Rice also continues to defend Hua.
Rice stated in a New York Times interview that Lewis
"provided evidence to the fact that the source materials for
publications written by him and Mr. Hua were provided by
approved Chinese authorities or already were available through
the Stanford University library."
Yet, Rice will not talk about Hua Di and the Galaxy New
Technology deal. There was more than profit for Hua and the
Chinese Army company packed with electronics experts. The
secure fiber optic communication system delivered by Hua to
his People's Liberation Army general buddies was modified in 1998 and now serves as a
secure air-defense system exported to Iraq.
The current Iraqi air defense network, NATO code-named "Tiger
Song," is made of U.S. and French fiber optic parts modified and
re-exported by the People's Liberation Army.

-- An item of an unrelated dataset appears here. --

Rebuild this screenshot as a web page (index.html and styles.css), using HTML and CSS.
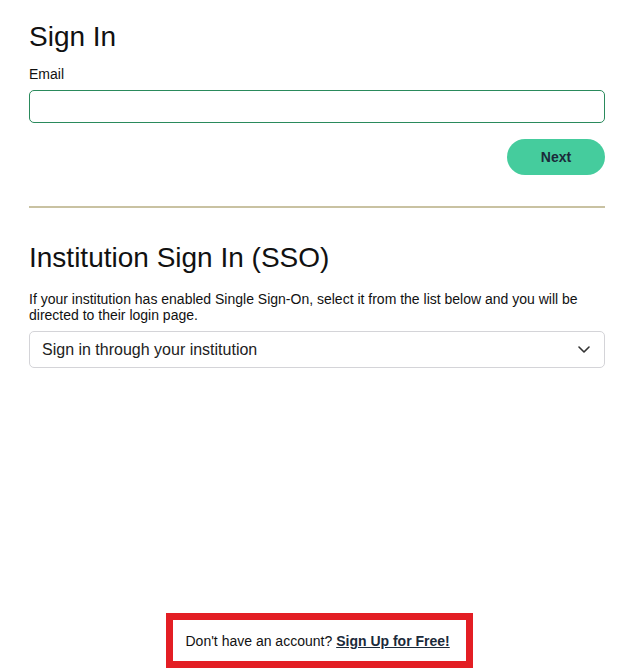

Tiger Song is
based on the original secure AT&T system obtained by Hua Di in
1994. Iraqi missiles guided by Tiger Song have repeatedly
attacked U.S. fighter jets.
According to an August 2000 Washington Times interview, Rice
asserted, "China is not a threat."
Tiger Song is considered a lethal threat to American and allied
armed forces. Such sweet irony that we now face our own weapons
and they are not a threat.
Still, all seems to be well between Beijing and Bush.
Condoleeza Rice is national security adviser to the president, and the Chinese Army again has a "matchmaker" inside the
White House. Just don't ask her about Chinese army spy Hua Di.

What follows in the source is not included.